↓↓↓

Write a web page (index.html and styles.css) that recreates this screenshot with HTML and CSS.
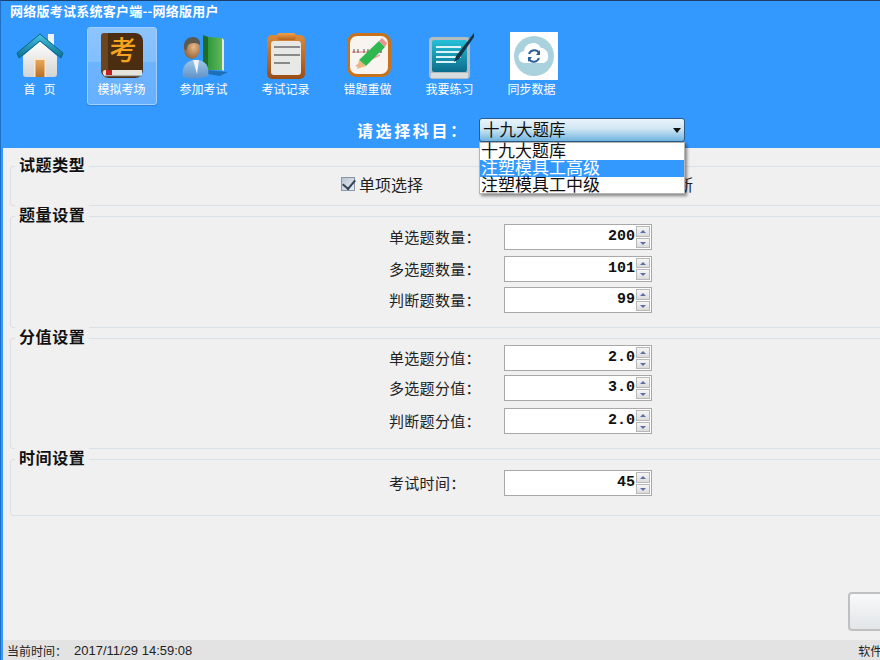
FILE: index.html
```html
<!DOCTYPE html>
<html lang="zh">
<head>
<meta charset="utf-8">
<title>网络版考试系统客户端</title>
<link rel="stylesheet" href="styles.css">
</head>
<body>
<div class="app">
  <header class="head">
    <div class="title">网络版考试系统客户端--网络版用户</div>
    <nav class="tools">
      <a class="tool">
        <svg class="ico" viewBox="0 0 48 48">
          <defs>
            <linearGradient id="roof" x1="0" y1="0" x2="0" y2="1"><stop offset="0" stop-color="#45c4e4"/><stop offset="1" stop-color="#0c6f8e"/></linearGradient>
            <linearGradient id="wall" x1="0" y1="0" x2="0" y2="1"><stop offset="0" stop-color="#ffffff"/><stop offset="1" stop-color="#d4d4d4"/></linearGradient>
            <linearGradient id="door" x1="0" y1="0" x2="0" y2="1"><stop offset="0" stop-color="#e8a858"/><stop offset="1" stop-color="#b86f28"/></linearGradient>
          </defs>
          <rect x="32" y="2" width="6" height="14" fill="#f2f2f2"/>
          <path d="M7 24 24 9 41 24V42a3 3 0 0 1-3 3H10a3 3 0 0 1-3-3Z" fill="url(#wall)"/>
          <path d="M1 21 24 2 47 21 45 26 24 9 3 26Z" fill="url(#roof)" stroke="#0b6483" stroke-width="1" stroke-linejoin="round"/>
          <rect x="18" y="26" width="12" height="19" fill="#f7e8cf"/>
          <rect x="19.500" y="28" width="9" height="17" fill="url(#door)"/>
        </svg>
        <span class="tool-label">首&nbsp;&nbsp;&nbsp;页</span>
      </a>
      <a class="tool tool-on">
        <svg class="ico" viewBox="0 0 48 48">
          <rect x="3" y="1" width="42" height="45" rx="8" fill="#4b2e12"/>
          <rect x="3" y="1" width="7" height="40" rx="3" fill="#6a4520"/>
          <path d="M7 38H44V44H9a3 3 0 0 1-2-6Z" fill="#e6e2dc"/>
          <rect x="8" y="38" width="6" height="5" fill="#c02020"/>
          <path d="M7 44H44" stroke="#7a7a7a" stroke-width="1"/>
          <text class="kao" x="25" y="28" text-anchor="middle">考</text>
        </svg>
        <span class="tool-label">模拟考场</span>
      </a>
      <a class="tool">
        <svg class="ico" viewBox="0 0 48 48">
          <defs>
            <linearGradient id="bk" x1="0" y1="0" x2="1" y2="0"><stop offset="0" stop-color="#2f9a3a"/><stop offset="1" stop-color="#5fb85a"/></linearGradient>
            <linearGradient id="coat" x1="0" y1="0" x2="0" y2="1"><stop offset="0" stop-color="#9fc6e8"/><stop offset="1" stop-color="#5f93c8"/></linearGradient>
            <radialGradient id="face" cx=".6" cy=".4" r=".7"><stop offset="0" stop-color="#e8b98a"/><stop offset="1" stop-color="#8a5a30"/></radialGradient>
          </defs>
          <path d="M26 38 48 40 40 44 28 42Z" fill="#1f6fb8"/>
          <path d="M23 3 28 5V38L23 35Z" fill="#1e6b2a"/>
          <path d="M28 5 42 6V38L28 38Z" fill="url(#bk)"/>
          <path d="M42 6 44 8V39L42 38Z" fill="#e8e8d8"/>
          <path d="M3 45C1 34 7 28 16 28S30 34 28 44C22 47 9 47 3 45Z" fill="url(#coat)"/>
          <path d="M13 28H19L17 42Z" fill="#f0f4f8"/>
          <ellipse cx="12" cy="17" rx="8" ry="10" fill="url(#face)"/>
          <path d="M4 16C3 8 9 5 13 5S21 8 20 13C16 10 10 11 8 13L6 19Z" fill="#5a5a50"/>
        </svg>
        <span class="tool-label">参加考试</span>
      </a>
      <a class="tool">
        <svg class="ico" viewBox="0 0 48 48">
          <defs>
            <linearGradient id="cl" x1="0" y1="0" x2="0" y2="1"><stop offset="0" stop-color="#eda24a"/><stop offset="1" stop-color="#b8641c"/></linearGradient>
            <linearGradient id="clb" x1="0" y1="0" x2="0" y2="1"><stop offset="0" stop-color="#d98a3c"/><stop offset="1" stop-color="#9a4e18"/></linearGradient>
          </defs>
          <rect x="5" y="3" width="38" height="44" rx="5" fill="url(#clb)"/>
          <rect x="9" y="9" width="30" height="34" rx="3" fill="#e8e8e6"/>
          <rect x="15" y="1" width="19" height="7" rx="3" fill="url(#cl)"/>
          <path d="M12 15H38M12 23H38M12 31H28" stroke="#8a8a8a" stroke-width="1.800"/>
        </svg>
        <span class="tool-label">考试记录</span>
      </a>
      <a class="tool">
        <svg class="ico" viewBox="0 0 48 48">
          <rect x="3" y="1" width="44" height="44" rx="9" fill="#c8731c"/>
          <rect x="6" y="4" width="38" height="38" rx="7" fill="#f8f4f0"/>
          <path d="M8 20H38M12 34 36 23" stroke="#f0a0a0" stroke-width="1.500"/>
          <path d="M10 17V21M14 17V21M20 17V21M24 17V21M37 17V21" stroke="#555" stroke-width="1"/>
          <path d="M35 9 41 15 22 34 15 28Z" fill="#2fb84f"/>
          <path d="M35 9 38 6 43 11 41 15Z" fill="#f09090"/>
          <path d="M15 28 22 34 13 37Z" fill="#e8b880"/>
        </svg>
        <span class="tool-label">错题重做</span>
      </a>
      <a class="tool">
        <svg class="ico" viewBox="0 0 48 48">
          <defs><linearGradient id="scr" x1="0" y1="0" x2="0" y2="1"><stop offset="0" stop-color="#25c0d8"/><stop offset="1" stop-color="#0c6c8c"/></linearGradient></defs>
          <rect x="3" y="5" width="41" height="42" rx="4" fill="#b4bcc0"/>
          <rect x="6" y="8" width="35" height="32" rx="2" fill="url(#scr)"/>
          <rect x="5" y="41" width="37" height="5" fill="#d8dcde"/>
          <path d="M10 15H35M10 20H35M10 25H35M10 30H30" stroke="#d8f4f8" stroke-width="2.200"/>
          <path d="M48 1 30 24 28 30 33 27 48 5Z" fill="#14364a"/>
        </svg>
        <span class="tool-label">我要练习</span>
      </a>
      <a class="tool tool-sync">
        <svg class="ico" viewBox="0 0 48 48">
          <rect width="48" height="48" fill="#fff"/>
          <circle cx="24" cy="24" r="20" fill="#a9d2de"/>
          <path d="M15 31a6 6 0 0 1-1-12 9 9 0 0 1 17-3 8 8 0 0 1 3 15Z" fill="#fff"/>
          <path d="M19 22a5.500 5.500 0 0 1 10-1M29 26a5.500 5.500 0 0 1-10 1" fill="none" stroke="#2f5f9a" stroke-width="2"/>
          <path d="M30 18V23H26ZM18 30V25H22Z" fill="#2f5f9a"/>
        </svg>
        <span class="tool-label">同步数据</span>
      </a>
    </nav>
    <div class="subject">
      <span class="subject-label">请选择科目：</span>
      <div class="combo">
        <span>十九大题库</span>
        <i class="combo-arrow"></i>
        <ul class="combo-list">
          <li>十九大题库</li>
          <li class="combo-on">注塑模具工高级</li>
          <li>注塑模具工中级</li>
        </ul>
      </div>
    </div>
  </header>

  <main class="main">
    <fieldset class="group group-type">
      <legend>试题类型</legend>
      <div class="checks">
        <label class="check"><i class="box"></i>单项选择</label>
        <label class="check"><i class="box"></i>多项选择</label>
        <label class="check"><i class="box"></i>判断</label>
      </div>
    </fieldset>

    <fieldset class="group">
      <legend>题量设置</legend>
      <div class="rows">
        <div class="row"><span class="row-label">单选题数量：</span><div class="spin"><b>200</b><span class="btns"><i class="up"></i><i class="down"></i></span></div></div>
        <div class="row"><span class="row-label">多选题数量：</span><div class="spin"><b>101</b><span class="btns"><i class="up"></i><i class="down"></i></span></div></div>
        <div class="row"><span class="row-label">判断题数量：</span><div class="spin"><b>99</b><span class="btns"><i class="up"></i><i class="down"></i></span></div></div>
      </div>
    </fieldset>

    <fieldset class="group">
      <legend>分值设置</legend>
      <div class="rows rows-score">
        <div class="row"><span class="row-label">单选题分值：</span><div class="spin"><b>2.0</b><span class="btns"><i class="up"></i><i class="down"></i></span></div></div>
        <div class="row"><span class="row-label">多选题分值：</span><div class="spin"><b>3.0</b><span class="btns"><i class="up"></i><i class="down"></i></span></div></div>
        <div class="row"><span class="row-label">判断题分值：</span><div class="spin"><b>2.0</b><span class="btns"><i class="up"></i><i class="down"></i></span></div></div>
      </div>
    </fieldset>

    <fieldset class="group">
      <legend>时间设置</legend>
      <div class="rows rows-time">
        <div class="row"><span class="row-label">考试时间：</span><div class="spin"><b>45</b><span class="btns"><i class="up"></i><i class="down"></i></span></div></div>
      </div>
    </fieldset>

    <div class="actions"><button class="btn" type="button"></button></div>
  </main>

  <footer class="status">
    <span class="status-key">当前时间：</span>
    <span class="status-time">2017/11/29 14:59:08</span>
    <span class="status-ver">软件版本</span>
  </footer>
</div>
</body>
</html>
```

FILE: styles.css
```css
* { box-sizing: border-box; }
html, body { margin: 0; padding: 0; height: 100%; overflow: hidden; }
body {
  font-family: "Noto Sans CJK SC", "Liberation Sans", sans-serif;
  color: #111;
}
.app {
  width: 880px;
  height: 660px;
  display: flex;
  flex-direction: column;
  background: #3399ff;
  border-top: 1px solid #1d3f66;
  border-left: 1px solid #1c6fc2;
  overflow: hidden;
}
.head { height: 147px; flex: none; color: #fff; }
.title {
  height: 26px;
  padding: 1px 0 0 9px;
  font-size: 13px;
  line-height: 18px;
  font-weight: 700;
  letter-spacing: .25px;
  white-space: nowrap;
}
.tools { display: flex; gap: 12px; padding-left: 4px; height: 78px; }
.tool {
  width: 70px;
  height: 78px;
  display: flex;
  flex-direction: column;
  align-items: center;
  padding-top: 4px;
  border: 1px solid transparent;
  border-radius: 3px;
}
.tool-on {
  background: linear-gradient(#8cc4ff 0, #82bfff 44%, #6db4ff 45%, #66b0ff 100%);
  border-color: #a3d0ff;
  box-shadow: 0 1px 1px #2f80d8;
}
.ico { width: 48px; height: 48px; flex: none; overflow: visible; }
.tool-sync .ico { transform: translateX(2px); }
.tool-label { font-size: 12px; line-height: 18px; white-space: nowrap; margin-right: 1px; }
.kao { font-size: 27px; font-weight: 500; fill: #f5a41f; font-family: "Noto Sans CJK SC", sans-serif; }

.subject { display: flex; align-items: center; padding: 13px 0 0 356px; }
.subject-label { width: 122px; font-size: 16px; line-height: 24px; font-weight: 700; letter-spacing: 2.6px; white-space: nowrap; }
.combo {
  position: relative;
  width: 206px;
  height: 24px;
  padding: 0 0 2px 3px;
  display: flex;
  align-items: center;
  font-size: 16.500px;
  color: #111;
  background: linear-gradient(#eaf4fb, #cfe6f4 45%, #6fb3de 100%);
  border: 1px solid #2b5c88;
  border-radius: 3px;
}
.combo-arrow {
  position: absolute;
  right: 3px;
  top: 9px;
  border: 4px solid transparent;
  border-top: 5px solid #111;
  border-bottom: 0;
}
.combo-list {
  position: absolute;
  z-index: 5;
  left: -1px;
  top: 23px;
  width: 206px;
  height: 52px;
  margin: 0;
  padding: 0;
  list-style: none;
  background: #fff;
  border: 1px solid #b4b4b4;
  box-shadow: 2px 2px 3px rgba(0, 0, 0, .45);
}
.combo-list li { height: 17px; padding-left: 1px; font-size: 17px; line-height: 14px; white-space: nowrap; }
.combo-list .combo-on { background: #3399ff; color: #fff; }

.main {
  flex: 1;
  min-height: 0;
  margin-left: 2px;
  display: flex;
  flex-direction: column;
  padding: 6px 0 0 7px;
  background: #f0f0f0;
}
.group {
  width: 1000px;
  min-width: 1000px;
  margin: 0 0 -2px;
  padding: 0;
  border: 1px solid #d8e0e8;
  border-radius: 3px;
  flex: none;
}
.group legend {
  margin: 0 0 -12px 4px;
  padding: 0 4px 4px;
  font-size: 16px;
  line-height: 20px;
  font-weight: 700;
  letter-spacing: .6px;
  color: #111;
  background: #f0f0f0;
}
.group-type { height: 52px; }
.checks { display: flex; gap: 69px; padding: 8px 0 0 330px; font-size: 16px; line-height: 20px; }
.check { display: flex; align-items: center; gap: 4px; white-space: nowrap; color: #222; }
.box {
  width: 14px;
  height: 14px;
  background: linear-gradient(135deg, #b9c4d4, #e8edf4);
  border: 1px solid #8a96a8;
  position: relative;
}
.box::after {
  content: "";
  position: absolute;
  left: 3px;
  top: -1px;
  width: 6px;
  height: 10px;
  border: solid #33414f;
  border-width: 0 2px 2px 0;
  transform: rotate(40deg);
}
.rows { display: flex; flex-direction: column; gap: 5.500px; padding: 8px 0 14px 378px; }
.rows-score { padding: 7px 0 14px 378px; }
.rows-score .row:nth-child(2) { margin: -1.500px 0 1.500px; }
.rows-time { padding: 11px 0 19px 378px; }
.row { display: flex; align-items: center; height: 26px; }
.row-label { width: 115px; font-size: 15px; line-height: 26px; letter-spacing: .3px; white-space: nowrap; color: #222; }
.spin {
  width: 148px;
  height: 26px;
  display: flex;
  align-items: center;
  justify-content: flex-end;
  padding-right: 1px;
  background: #fff;
  border: 1px solid #a8a8a8;
}
.spin b { font-family: "Liberation Mono", monospace; font-size: 15px; line-height: 22px; margin-right: 1px; color: #111; }
.btns { width: 14px; height: 22px; display: flex; flex-direction: column; gap: 1px; }
.btns i {
  flex: 1;
  position: relative;
  background: linear-gradient(#f6f6f6, #dcdcdc);
  border: 1px solid #b8b8b8;
}
.btns i::after {
  content: "";
  position: absolute;
  left: 3px;
  top: 3px;
  border: 3px solid transparent;
}
.btns .up::after { border-top: 0; border-bottom: 3px solid #5f6ea8; }
.btns .down::after { border-bottom: 0; border-top: 3px solid #5f6ea8; }

.actions { margin-top: auto; padding: 0 0 9px 838px; flex: none; }
.btn {
  display: block;
  width: 100px;
  height: 39px;
  padding: 0;
  background: linear-gradient(#f8f9fa, #e2e6e8);
  border: 2px solid #c0c0c0;
  border-radius: 4px;
}
.status {
  height: 20px;
  flex: none;
  margin-left: 2px;
  display: flex;
  align-items: center;
  padding-left: 4px;
  background: #e3e3e3;
  font-size: 12px;
  white-space: nowrap;
  color: #222;
}
.status-key { width: 67px; flex: none; }
.status-time { font-family: "Liberation Sans", sans-serif; font-size: 13px; flex: none; }
.status-ver { margin-left: 666px; flex: none; }
```
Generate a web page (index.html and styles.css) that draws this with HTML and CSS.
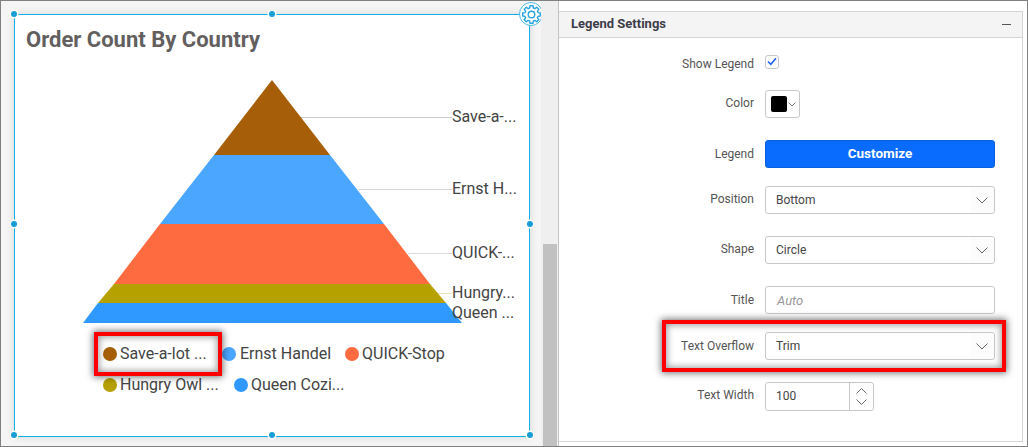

↑↑↑

Task:
Using the listing, collect all lines in which the string "this" is found.

Solution to the problem:
Write a web page (index.html and styles.css) that recreates this screenshot with HTML and CSS.
Generate a web page (index.html and styles.css) that draws this with HTML and CSS.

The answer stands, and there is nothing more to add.